Interview de Stéphane Bourguignon

Il y a quelques années, je m'étais amusée à faire une interview maladroite et amateur de Stéphane Bourguignon destinée à mon forum de littérature sur MSN.
MSN ferme, je suis donc en plein déménagement de forum (il a 6 ans, je ne sais pas si vous vous imaginez le boulot... grrr)
Quoiqu'il en soit, je suis retombée sur cette interview et voulais la faire partager...

STEPHANE BOURGUIGNON

 

 

On vous connaît mal en France, mais il faut signaler que vous avez commencé en tant que rédacteur pour l'émission "Surprise sur prise" (ça nous parle ça, de l'autre côté de l'Atlantique) et comme scénariste de "La vie, la vie" (série télévisée québécoise, jamais diffusée en France). Qu'est ce qui vous a fait franchir le pas du scénario à l'écriture d'un premier roman ?
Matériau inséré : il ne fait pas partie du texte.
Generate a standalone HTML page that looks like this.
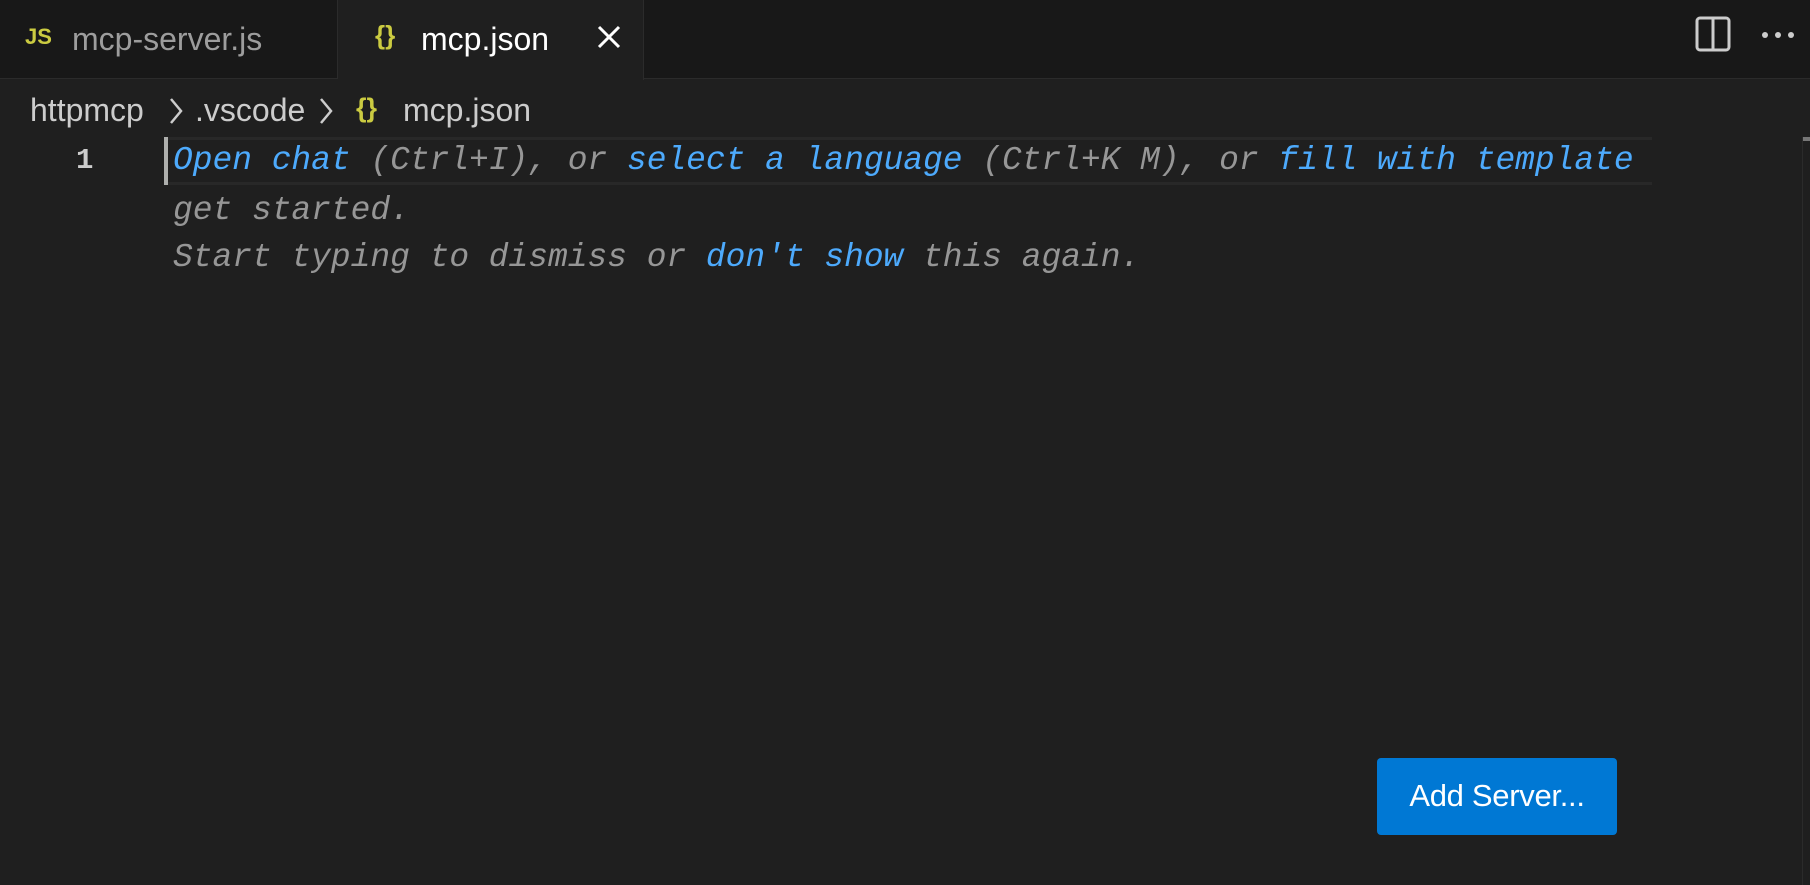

En fait, j’ai publié deux romans avant de me lancer dans l’éreintante aventure de "La vie, la vie". Qui d’ailleurs, en passant, a été diffusée à plusieurs reprises en Belgique et en Suisse. Elle a aussi été vendue à France 2 qui ne l’a toujours pas diffusée pour des questions de doublages (eh oui, l’accent du Québec !), je crois. Donc, des études en scénarisation cinématographique, plus ou moins dix ans dans le milieu de l’humour à titre d’auteur et d’idéateur tout en écrivant mon premier livre, "L’Avaleur de sable". Puis mon second livre, puis "La vie, la vie", puis mon dernier roman, "Un Peu de fatigue". Aujourd’hui encore, je navigue entre le roman et le scénario, alors que je prépare une nouvelle série télé et un long métrage… tout en travaillant (un peu) sur un roman. Les deux formes me nourrissent et je crois que d’une certaine manière, chaque passage dans l’une enrichie l’autre. Du moins je l’espère.
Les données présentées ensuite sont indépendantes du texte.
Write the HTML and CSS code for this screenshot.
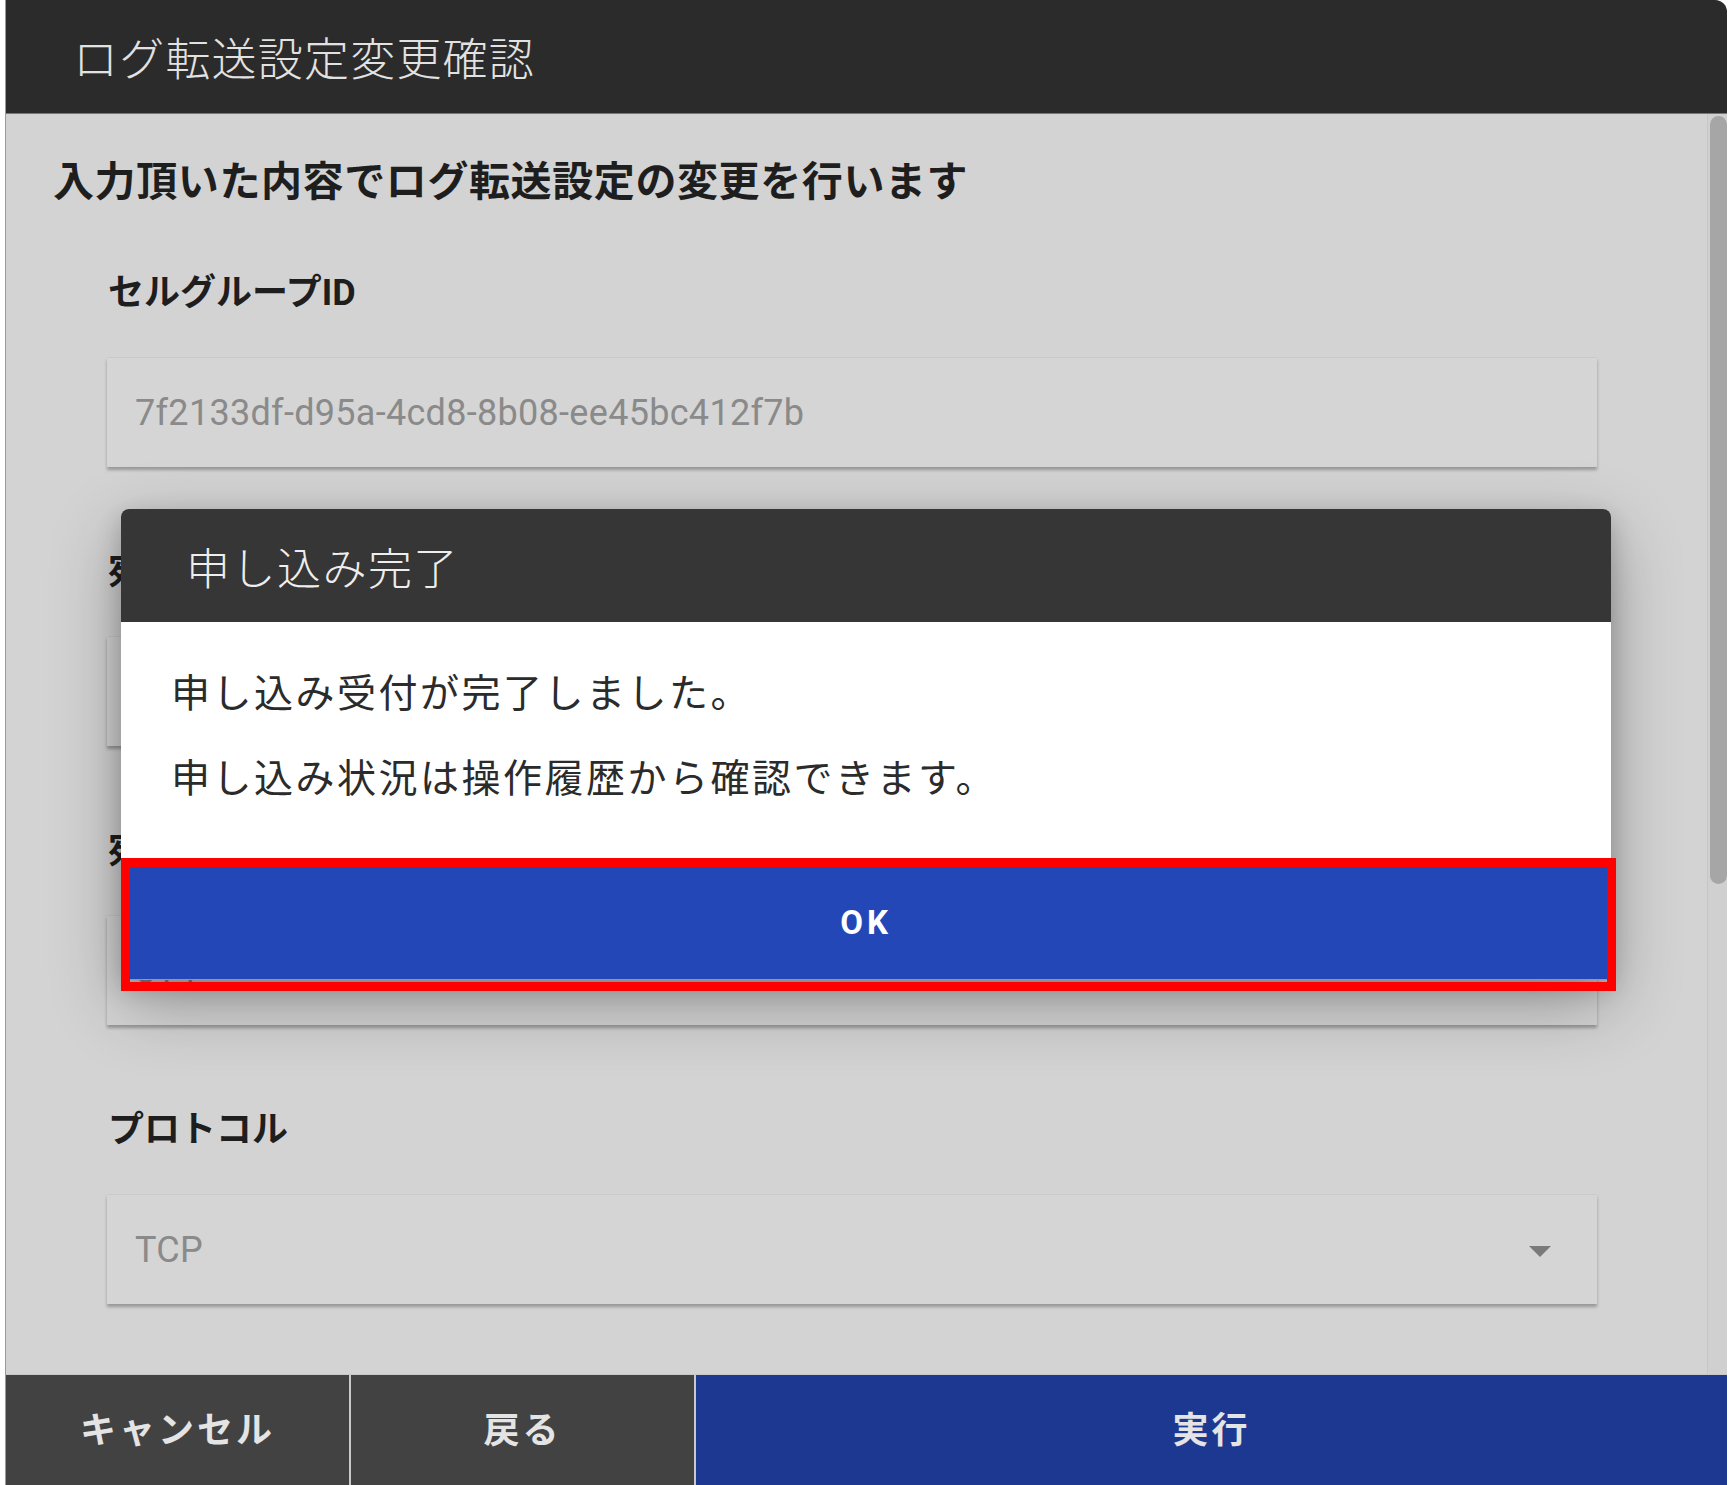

L'accent du Québec... Justement notre forum se concentre actuellement sur la francophonie. Quelle a été votre sentiment quand la question de doublage pour La vie, la vie a surgi ? Qu'évoque d'ailleurs pour vous ce concept de francophonie ?
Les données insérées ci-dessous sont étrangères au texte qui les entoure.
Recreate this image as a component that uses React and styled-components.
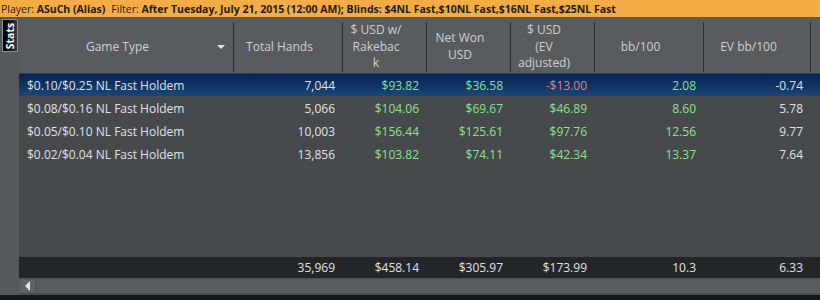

Pour nous, au Québec, la fragilité de l’oreille française nous semble absurde et un peu capricieuse. Probablement parce que nous sommes habitués depuis longtemps aux doublages des films américains par des acteurs français. Mais je sais que les téléspectateurs sont frileux. Par contre, lors d’un festival de télé en Suisse nous avons présenté "La Vie la vie" dans sa langue originale et les spectateurs (français, belges, suisses) comprenaient à 90 % et semblaient plutôt ravis de faire une incursion dans la « vraie » langue des québécois. Toute oeuvre doublée perd énormément de son attrait, de son pouvoir et surtout de sa justesse. Le son ambiant doit être refait en entier, en studio, et une belle production sonore finit par sonner faussement. La francophonie pour moi est un concept vague ; une langue qui lie des peuples avec des racines et des cultures complètement différentes. J’oserais même dire que parfois, le fait français peut générer une méprise. Il arrive souvent quand nous sommes exposés à la culture française, que nous vivions une sorte de déception ou d’incompréhension parce que nous pensions inconsciemment que le fait que nous parlons la même langue nous rapprocherait nécessairement. Et il n’en est rien. Donc, déception. C’est une particularité, que de parler français, non pas une étiquette ou une garantie ou un indice de quoi que ce soit. Je crois que nous, québécois, avons autant sinon plus d’affinités avec les américains qu’avec les français. Par contre, j’ai croisé quelques suisses et quelques belges avec qui je pouvais établir des correspondances culturelles.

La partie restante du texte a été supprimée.